**Direction**: Each line below should be retyped exactly, with no pictures.

**Data section**:
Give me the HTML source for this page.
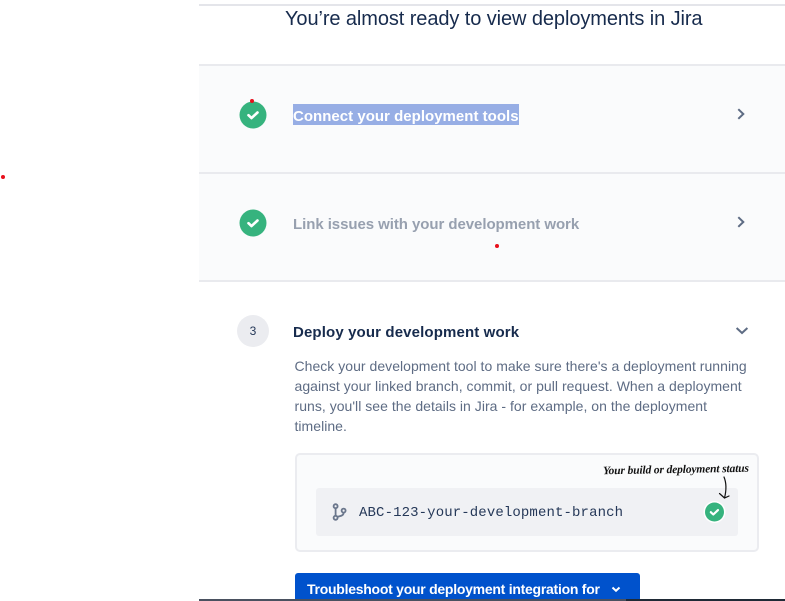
<!DOCTYPE html>
<html lang="en">
<head>
<meta charset="utf-8">
<title>Deployments</title>
<style>
html,body{margin:0;padding:0;background:#fff}
body{position:relative;width:785px;height:601px;overflow:hidden;font-family:"Liberation Sans",sans-serif}
.a{position:absolute;white-space:nowrap}
.l{position:absolute;left:199px;width:586px;background:#e9eaee}
.dot{position:absolute;width:4px;height:4px;border-radius:50%;background:#e8101c}
.p{left:294.5px;font-size:14px;line-height:20px;color:#5e6c84}
</style>
</head>
<body>
<div class="l" style="top:4px;height:2px;background:#e4e5ea"></div>
<div class="a" style="left:285px;top:6px;font-size:20px;line-height:26px;color:#172b4d;letter-spacing:-.09px">You’re almost ready to view deployments in Jira</div>

<div class="a" style="left:199px;top:64px;width:586px;height:217px;background:#fafbfc"></div>
<div class="l" style="top:64px;height:2px"></div>
<div class="l" style="top:172px;height:2px"></div>
<div class="l" style="top:280px;height:2px"></div>

<svg class="a" style="left:239px;top:101px" width="28" height="28" viewBox="0 0 28 28"><circle cx="14" cy="14" r="13.500" fill="#36b37e"/><path d="M9.500 14.200l3 2.900 6-5.600" fill="none" stroke="#fff" stroke-width="2.600" stroke-linecap="round" stroke-linejoin="round"/></svg>
<div class="a" style="left:293px;top:104px;height:21px;line-height:26px;font-size:15px;font-weight:700;color:#fff;background:#97aee5;letter-spacing:.02px;overflow:hidden">Connect your deployment tools</div>
<svg class="a" style="left:733px;top:106px" width="16" height="16" viewBox="0 0 16 16"><path d="M5.300 3.200l5 4.800-5 4.800" fill="none" stroke="#5e6c84" stroke-width="2"/></svg>

<svg class="a" style="left:239px;top:209px" width="28" height="28" viewBox="0 0 28 28"><circle cx="14" cy="14" r="13.500" fill="#36b37e"/><path d="M9.500 14.200l3 2.900 6-5.600" fill="none" stroke="#fff" stroke-width="2.600" stroke-linecap="round" stroke-linejoin="round"/></svg>
<div class="a" style="left:293px;top:214px;line-height:22px;font-size:15px;font-weight:700;color:#97a0af;letter-spacing:-.06px">Link issues with your development work</div>
<svg class="a" style="left:733px;top:214px" width="16" height="16" viewBox="0 0 16 16"><path d="M5.300 3.200l5 4.800-5 4.800" fill="none" stroke="#5e6c84" stroke-width="2"/></svg>

<div class="a" style="left:237px;top:315px;width:32px;height:32px;border-radius:50%;background:#ebecf0;text-align:center;line-height:33px;font-size:12px;color:#253858">3</div>
<div class="a" style="left:293px;top:322px;line-height:22px;font-size:15px;font-weight:700;color:#172b4d;letter-spacing:.13px">Deploy your development work</div>
<svg class="a" style="left:734px;top:323px" width="16" height="16" viewBox="0 0 16 16"><path d="M2.600 5l5.400 5 5.400-5" fill="none" stroke="#5e6c84" stroke-width="2"/></svg>

<div class="a p" style="top:356px;letter-spacing:.03px">Check your development tool to make sure there's a deployment running</div>
<div class="a p" style="top:376px;letter-spacing:.03px">against your linked branch, commit, or pull request. When a deployment</div>
<div class="a p" style="top:396px;letter-spacing:.03px">runs, you'll see the details in Jira - for example, on the deployment</div>
<div class="a p" style="top:416px;letter-spacing:.03px">timeline.</div>

<div class="a" style="left:295px;top:453px;width:460px;height:95px;border:2px solid #ebecf0;border-radius:5px;background:#fafbfc"></div>
<div class="a" style="left:316px;top:488px;width:422px;height:48px;border-radius:3px;background:#f0f1f4"></div>
<svg class="a" style="left:331px;top:503px" width="17" height="18" viewBox="0 0 17 18"><g fill="none" stroke="#6b778c" stroke-width="1.800"><circle cx="4.600" cy="3.200" r="2"/><circle cx="4.600" cy="14.800" r="2"/><circle cx="12.600" cy="7.600" r="2"/><path d="M4.600 5.200v7.600M12.600 9.600c0 3-3 3.600-6.400 4.200"/></g></svg>
<div class="a" style="left:359px;top:503px;font-family:'Liberation Mono',monospace;font-size:14px;line-height:20px;color:#253858;letter-spacing:.12px">ABC-123-your-development-branch</div>

<div class="a" style="left:603px;top:462px;font-family:'Liberation Serif',serif;font-style:italic;font-weight:700;font-size:11.500px;line-height:16px;color:#111;transform:rotate(-1deg);letter-spacing:-.14px">Your build or deployment status</div>
<svg class="a" style="left:717px;top:474px" width="16" height="28" viewBox="0 0 16 28"><path d="M7 3c2.500 6 2.500 13 .5 21M2.500 19.500L7.500 24l4.500-2" fill="none" stroke="#111" stroke-width="1.200" stroke-linecap="round"/></svg>
<svg class="a" style="left:703px;top:500px" width="23" height="24" viewBox="0 0 23 24"><circle cx="11.500" cy="12" r="11" fill="#fff"/><circle cx="11.500" cy="12" r="9.500" fill="#36b37e"/><path d="M7.800 12.200l2.500 2.300 4.700-4.400" fill="none" stroke="#fff" stroke-width="2.200" stroke-linecap="round" stroke-linejoin="round"/></svg>

<div class="a" style="left:295px;top:573px;width:345px;height:28px;border-radius:3px 3px 0 0;background:#0052cc"></div>
<div class="a" style="left:307px;top:579px;font-size:14px;font-weight:700;line-height:20px;color:#fff;letter-spacing:-.26px">Troubleshoot your deployment integration for</div>
<svg class="a" style="left:608px;top:581px" width="16" height="16" viewBox="0 0 16 16"><path d="M4.500 6.500L8 9.800l3.500-3.300" fill="none" stroke="#fff" stroke-width="2"/></svg>

<div class="a" style="left:199px;top:599px;width:427px;height:2px;background:#4a5160"></div>
<div class="a" style="left:626px;top:599px;width:159px;height:2px;background:#1f2a36"></div>

<div class="dot" style="left:250px;top:99px"></div>
<div class="dot" style="left:1px;top:175px"></div>
<div class="dot" style="left:495px;top:244px"></div>
</body>
</html>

**Output for this task**:
Give me the HTML source for this page.
<!DOCTYPE html>
<html lang="en">
<head>
<meta charset="utf-8">
<title>Deployments</title>
<style>
html,body{margin:0;padding:0;background:#fff}
body{position:relative;width:785px;height:601px;overflow:hidden;font-family:"Liberation Sans",sans-serif}
.a{position:absolute;white-space:nowrap}
.l{position:absolute;left:199px;width:586px;background:#e9eaee}
.dot{position:absolute;width:4px;height:4px;border-radius:50%;background:#e8101c}
.p{left:294.5px;font-size:14px;line-height:20px;color:#5e6c84}
</style>
</head>
<body>
<div class="l" style="top:4px;height:2px;background:#e4e5ea"></div>
<div class="a" style="left:285px;top:6px;font-size:20px;line-height:26px;color:#172b4d;letter-spacing:-.09px">You’re almost ready to view deployments in Jira</div>

<div class="a" style="left:199px;top:64px;width:586px;height:217px;background:#fafbfc"></div>
<div class="l" style="top:64px;height:2px"></div>
<div class="l" style="top:172px;height:2px"></div>
<div class="l" style="top:280px;height:2px"></div>

<svg class="a" style="left:239px;top:101px" width="28" height="28" viewBox="0 0 28 28"><circle cx="14" cy="14" r="13.500" fill="#36b37e"/><path d="M9.500 14.200l3 2.900 6-5.600" fill="none" stroke="#fff" stroke-width="2.600" stroke-linecap="round" stroke-linejoin="round"/></svg>
<div class="a" style="left:293px;top:104px;height:21px;line-height:26px;font-size:15px;font-weight:700;color:#fff;background:#97aee5;letter-spacing:.02px;overflow:hidden">Connect your deployment tools</div>
<svg class="a" style="left:733px;top:106px" width="16" height="16" viewBox="0 0 16 16"><path d="M5.300 3.200l5 4.800-5 4.800" fill="none" stroke="#5e6c84" stroke-width="2"/></svg>

<svg class="a" style="left:239px;top:209px" width="28" height="28" viewBox="0 0 28 28"><circle cx="14" cy="14" r="13.500" fill="#36b37e"/><path d="M9.500 14.200l3 2.900 6-5.600" fill="none" stroke="#fff" stroke-width="2.600" stroke-linecap="round" stroke-linejoin="round"/></svg>
<div class="a" style="left:293px;top:214px;line-height:22px;font-size:15px;font-weight:700;color:#97a0af;letter-spacing:-.06px">Link issues with your development work</div>
<svg class="a" style="left:733px;top:214px" width="16" height="16" viewBox="0 0 16 16"><path d="M5.300 3.200l5 4.800-5 4.800" fill="none" stroke="#5e6c84" stroke-width="2"/></svg>

<div class="a" style="left:237px;top:315px;width:32px;height:32px;border-radius:50%;background:#ebecf0;text-align:center;line-height:33px;font-size:12px;color:#253858">3</div>
<div class="a" style="left:293px;top:322px;line-height:22px;font-size:15px;font-weight:700;color:#172b4d;letter-spacing:.13px">Deploy your development work</div>
<svg class="a" style="left:734px;top:323px" width="16" height="16" viewBox="0 0 16 16"><path d="M2.600 5l5.400 5 5.400-5" fill="none" stroke="#5e6c84" stroke-width="2"/></svg>

<div class="a p" style="top:356px;letter-spacing:.03px">Check your development tool to make sure there's a deployment running</div>
<div class="a p" style="top:376px;letter-spacing:.03px">against your linked branch, commit, or pull request. When a deployment</div>
<div class="a p" style="top:396px;letter-spacing:.03px">runs, you'll see the details in Jira - for example, on the deployment</div>
<div class="a p" style="top:416px;letter-spacing:.03px">timeline.</div>

<div class="a" style="left:295px;top:453px;width:460px;height:95px;border:2px solid #ebecf0;border-radius:5px;background:#fafbfc"></div>
<div class="a" style="left:316px;top:488px;width:422px;height:48px;border-radius:3px;background:#f0f1f4"></div>
<svg class="a" style="left:331px;top:503px" width="17" height="18" viewBox="0 0 17 18"><g fill="none" stroke="#6b778c" stroke-width="1.800"><circle cx="4.600" cy="3.200" r="2"/><circle cx="4.600" cy="14.800" r="2"/><circle cx="12.600" cy="7.600" r="2"/><path d="M4.600 5.200v7.600M12.600 9.600c0 3-3 3.600-6.400 4.200"/></g></svg>
<div class="a" style="left:359px;top:503px;font-family:'Liberation Mono',monospace;font-size:14px;line-height:20px;color:#253858;letter-spacing:.12px">ABC-123-your-development-branch</div>

<div class="a" style="left:603px;top:462px;font-family:'Liberation Serif',serif;font-style:italic;font-weight:700;font-size:11.500px;line-height:16px;color:#111;transform:rotate(-1deg);letter-spacing:-.14px">Your build or deployment status</div>
<svg class="a" style="left:717px;top:474px" width="16" height="28" viewBox="0 0 16 28"><path d="M7 3c2.500 6 2.500 13 .5 21M2.500 19.500L7.500 24l4.500-2" fill="none" stroke="#111" stroke-width="1.200" stroke-linecap="round"/></svg>
<svg class="a" style="left:703px;top:500px" width="23" height="24" viewBox="0 0 23 24"><circle cx="11.500" cy="12" r="11" fill="#fff"/><circle cx="11.500" cy="12" r="9.500" fill="#36b37e"/><path d="M7.800 12.200l2.500 2.300 4.700-4.400" fill="none" stroke="#fff" stroke-width="2.200" stroke-linecap="round" stroke-linejoin="round"/></svg>

<div class="a" style="left:295px;top:573px;width:345px;height:28px;border-radius:3px 3px 0 0;background:#0052cc"></div>
<div class="a" style="left:307px;top:579px;font-size:14px;font-weight:700;line-height:20px;color:#fff;letter-spacing:-.26px">Troubleshoot your deployment integration for</div>
<svg class="a" style="left:608px;top:581px" width="16" height="16" viewBox="0 0 16 16"><path d="M4.500 6.500L8 9.800l3.500-3.300" fill="none" stroke="#fff" stroke-width="2"/></svg>

<div class="a" style="left:199px;top:599px;width:427px;height:2px;background:#4a5160"></div>
<div class="a" style="left:626px;top:599px;width:159px;height:2px;background:#1f2a36"></div>

<div class="dot" style="left:250px;top:99px"></div>
<div class="dot" style="left:1px;top:175px"></div>
<div class="dot" style="left:495px;top:244px"></div>
</body>
</html>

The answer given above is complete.